▶ Data segment

━━━━━━━━━━━━━━━━━━━━━━━━━━━━━━

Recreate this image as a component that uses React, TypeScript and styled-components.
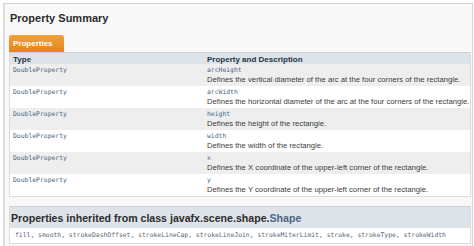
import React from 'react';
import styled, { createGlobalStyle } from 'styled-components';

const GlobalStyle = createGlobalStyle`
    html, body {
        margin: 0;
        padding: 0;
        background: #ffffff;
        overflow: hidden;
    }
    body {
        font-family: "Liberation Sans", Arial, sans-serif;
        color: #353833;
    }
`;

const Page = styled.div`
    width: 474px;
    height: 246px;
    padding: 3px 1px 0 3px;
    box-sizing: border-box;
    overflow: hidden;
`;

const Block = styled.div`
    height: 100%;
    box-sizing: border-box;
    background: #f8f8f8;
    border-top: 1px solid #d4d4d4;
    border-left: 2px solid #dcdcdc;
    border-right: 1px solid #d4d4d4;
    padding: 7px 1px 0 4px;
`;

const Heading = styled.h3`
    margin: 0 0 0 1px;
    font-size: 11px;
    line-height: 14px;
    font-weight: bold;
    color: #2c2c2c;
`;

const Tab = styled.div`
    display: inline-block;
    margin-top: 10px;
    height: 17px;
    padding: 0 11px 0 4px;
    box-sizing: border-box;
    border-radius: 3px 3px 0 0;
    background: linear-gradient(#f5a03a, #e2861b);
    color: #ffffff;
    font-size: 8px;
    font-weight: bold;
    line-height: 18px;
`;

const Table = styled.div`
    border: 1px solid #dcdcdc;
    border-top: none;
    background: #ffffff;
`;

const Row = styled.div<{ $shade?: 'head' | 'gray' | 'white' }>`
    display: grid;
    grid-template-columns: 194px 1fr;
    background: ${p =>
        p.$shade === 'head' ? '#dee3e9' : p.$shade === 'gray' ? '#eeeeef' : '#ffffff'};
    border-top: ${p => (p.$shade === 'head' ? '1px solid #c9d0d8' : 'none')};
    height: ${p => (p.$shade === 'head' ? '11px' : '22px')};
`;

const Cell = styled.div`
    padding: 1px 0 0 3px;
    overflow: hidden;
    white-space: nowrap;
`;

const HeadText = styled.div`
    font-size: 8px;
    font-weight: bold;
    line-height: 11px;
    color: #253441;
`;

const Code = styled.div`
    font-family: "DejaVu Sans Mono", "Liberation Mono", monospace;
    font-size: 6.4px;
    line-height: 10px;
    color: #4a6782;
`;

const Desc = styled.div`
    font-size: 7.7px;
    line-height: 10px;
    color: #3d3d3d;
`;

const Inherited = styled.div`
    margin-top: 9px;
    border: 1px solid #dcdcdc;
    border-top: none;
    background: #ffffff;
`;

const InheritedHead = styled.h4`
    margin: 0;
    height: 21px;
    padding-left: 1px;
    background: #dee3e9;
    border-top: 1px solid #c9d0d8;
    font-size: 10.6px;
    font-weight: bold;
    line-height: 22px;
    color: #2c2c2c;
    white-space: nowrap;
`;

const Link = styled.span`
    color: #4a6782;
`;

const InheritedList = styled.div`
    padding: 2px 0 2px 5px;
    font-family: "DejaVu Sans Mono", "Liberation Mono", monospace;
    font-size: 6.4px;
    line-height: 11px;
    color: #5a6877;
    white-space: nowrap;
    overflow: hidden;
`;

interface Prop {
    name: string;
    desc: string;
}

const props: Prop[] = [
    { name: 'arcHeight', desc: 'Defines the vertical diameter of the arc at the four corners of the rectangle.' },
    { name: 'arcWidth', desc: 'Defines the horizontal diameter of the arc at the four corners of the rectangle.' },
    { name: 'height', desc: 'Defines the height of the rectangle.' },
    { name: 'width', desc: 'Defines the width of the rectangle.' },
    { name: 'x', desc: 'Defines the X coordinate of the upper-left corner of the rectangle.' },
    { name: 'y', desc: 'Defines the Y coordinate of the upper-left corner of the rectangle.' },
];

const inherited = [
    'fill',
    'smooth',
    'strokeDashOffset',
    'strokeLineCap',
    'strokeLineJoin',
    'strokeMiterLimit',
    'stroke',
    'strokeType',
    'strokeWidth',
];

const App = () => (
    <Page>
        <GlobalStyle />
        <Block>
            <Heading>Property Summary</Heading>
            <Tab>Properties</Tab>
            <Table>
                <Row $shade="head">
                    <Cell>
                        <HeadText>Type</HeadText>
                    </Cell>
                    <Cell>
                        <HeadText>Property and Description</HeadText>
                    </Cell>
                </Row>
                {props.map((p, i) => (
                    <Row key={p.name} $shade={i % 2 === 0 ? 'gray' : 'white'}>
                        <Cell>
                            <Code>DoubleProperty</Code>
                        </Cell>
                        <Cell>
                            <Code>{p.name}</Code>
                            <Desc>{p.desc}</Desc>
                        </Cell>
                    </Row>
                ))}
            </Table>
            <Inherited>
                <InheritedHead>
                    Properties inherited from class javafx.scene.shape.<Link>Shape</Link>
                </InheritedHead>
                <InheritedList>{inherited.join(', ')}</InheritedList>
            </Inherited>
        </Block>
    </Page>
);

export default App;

━━━━━━━━━━━━━━━━━━━━━━━━━━━━━━

▶ Task directions
Working from the lines above, reproduce the material exactly and exclude its pictures.

▶ Output of the exercise
Recreate this image as a component that uses React, TypeScript and styled-components.
import React from 'react';
import styled, { createGlobalStyle } from 'styled-components';

const GlobalStyle = createGlobalStyle`
    html, body {
        margin: 0;
        padding: 0;
        background: #ffffff;
        overflow: hidden;
    }
    body {
        font-family: "Liberation Sans", Arial, sans-serif;
        color: #353833;
    }
`;

const Page = styled.div`
    width: 474px;
    height: 246px;
    padding: 3px 1px 0 3px;
    box-sizing: border-box;
    overflow: hidden;
`;

const Block = styled.div`
    height: 100%;
    box-sizing: border-box;
    background: #f8f8f8;
    border-top: 1px solid #d4d4d4;
    border-left: 2px solid #dcdcdc;
    border-right: 1px solid #d4d4d4;
    padding: 7px 1px 0 4px;
`;

const Heading = styled.h3`
    margin: 0 0 0 1px;
    font-size: 11px;
    line-height: 14px;
    font-weight: bold;
    color: #2c2c2c;
`;

const Tab = styled.div`
    display: inline-block;
    margin-top: 10px;
    height: 17px;
    padding: 0 11px 0 4px;
    box-sizing: border-box;
    border-radius: 3px 3px 0 0;
    background: linear-gradient(#f5a03a, #e2861b);
    color: #ffffff;
    font-size: 8px;
    font-weight: bold;
    line-height: 18px;
`;

const Table = styled.div`
    border: 1px solid #dcdcdc;
    border-top: none;
    background: #ffffff;
`;

const Row = styled.div<{ $shade?: 'head' | 'gray' | 'white' }>`
    display: grid;
    grid-template-columns: 194px 1fr;
    background: ${p =>
        p.$shade === 'head' ? '#dee3e9' : p.$shade === 'gray' ? '#eeeeef' : '#ffffff'};
    border-top: ${p => (p.$shade === 'head' ? '1px solid #c9d0d8' : 'none')};
    height: ${p => (p.$shade === 'head' ? '11px' : '22px')};
`;

const Cell = styled.div`
    padding: 1px 0 0 3px;
    overflow: hidden;
    white-space: nowrap;
`;

const HeadText = styled.div`
    font-size: 8px;
    font-weight: bold;
    line-height: 11px;
    color: #253441;
`;

const Code = styled.div`
    font-family: "DejaVu Sans Mono", "Liberation Mono", monospace;
    font-size: 6.4px;
    line-height: 10px;
    color: #4a6782;
`;

const Desc = styled.div`
    font-size: 7.7px;
    line-height: 10px;
    color: #3d3d3d;
`;

const Inherited = styled.div`
    margin-top: 9px;
    border: 1px solid #dcdcdc;
    border-top: none;
    background: #ffffff;
`;

const InheritedHead = styled.h4`
    margin: 0;
    height: 21px;
    padding-left: 1px;
    background: #dee3e9;
    border-top: 1px solid #c9d0d8;
    font-size: 10.6px;
    font-weight: bold;
    line-height: 22px;
    color: #2c2c2c;
    white-space: nowrap;
`;

const Link = styled.span`
    color: #4a6782;
`;

const InheritedList = styled.div`
    padding: 2px 0 2px 5px;
    font-family: "DejaVu Sans Mono", "Liberation Mono", monospace;
    font-size: 6.4px;
    line-height: 11px;
    color: #5a6877;
    white-space: nowrap;
    overflow: hidden;
`;

interface Prop {
    name: string;
    desc: string;
}

const props: Prop[] = [
    { name: 'arcHeight', desc: 'Defines the vertical diameter of the arc at the four corners of the rectangle.' },
    { name: 'arcWidth', desc: 'Defines the horizontal diameter of the arc at the four corners of the rectangle.' },
    { name: 'height', desc: 'Defines the height of the rectangle.' },
    { name: 'width', desc: 'Defines the width of the rectangle.' },
    { name: 'x', desc: 'Defines the X coordinate of the upper-left corner of the rectangle.' },
    { name: 'y', desc: 'Defines the Y coordinate of the upper-left corner of the rectangle.' },
];

const inherited = [
    'fill',
    'smooth',
    'strokeDashOffset',
    'strokeLineCap',
    'strokeLineJoin',
    'strokeMiterLimit',
    'stroke',
    'strokeType',
    'strokeWidth',
];

const App = () => (
    <Page>
        <GlobalStyle />
        <Block>
            <Heading>Property Summary</Heading>
            <Tab>Properties</Tab>
            <Table>
                <Row $shade="head">
                    <Cell>
                        <HeadText>Type</HeadText>
                    </Cell>
                    <Cell>
                        <HeadText>Property and Description</HeadText>
                    </Cell>
                </Row>
                {props.map((p, i) => (
                    <Row key={p.name} $shade={i % 2 === 0 ? 'gray' : 'white'}>
                        <Cell>
                            <Code>DoubleProperty</Code>
                        </Cell>
                        <Cell>
                            <Code>{p.name}</Code>
                            <Desc>{p.desc}</Desc>
                        </Cell>
                    </Row>
                ))}
            </Table>
            <Inherited>
                <InheritedHead>
                    Properties inherited from class javafx.scene.shape.<Link>Shape</Link>
                </InheritedHead>
                <InheritedList>{inherited.join(', ')}</InheritedList>
            </Inherited>
        </Block>
    </Page>
);

export default App;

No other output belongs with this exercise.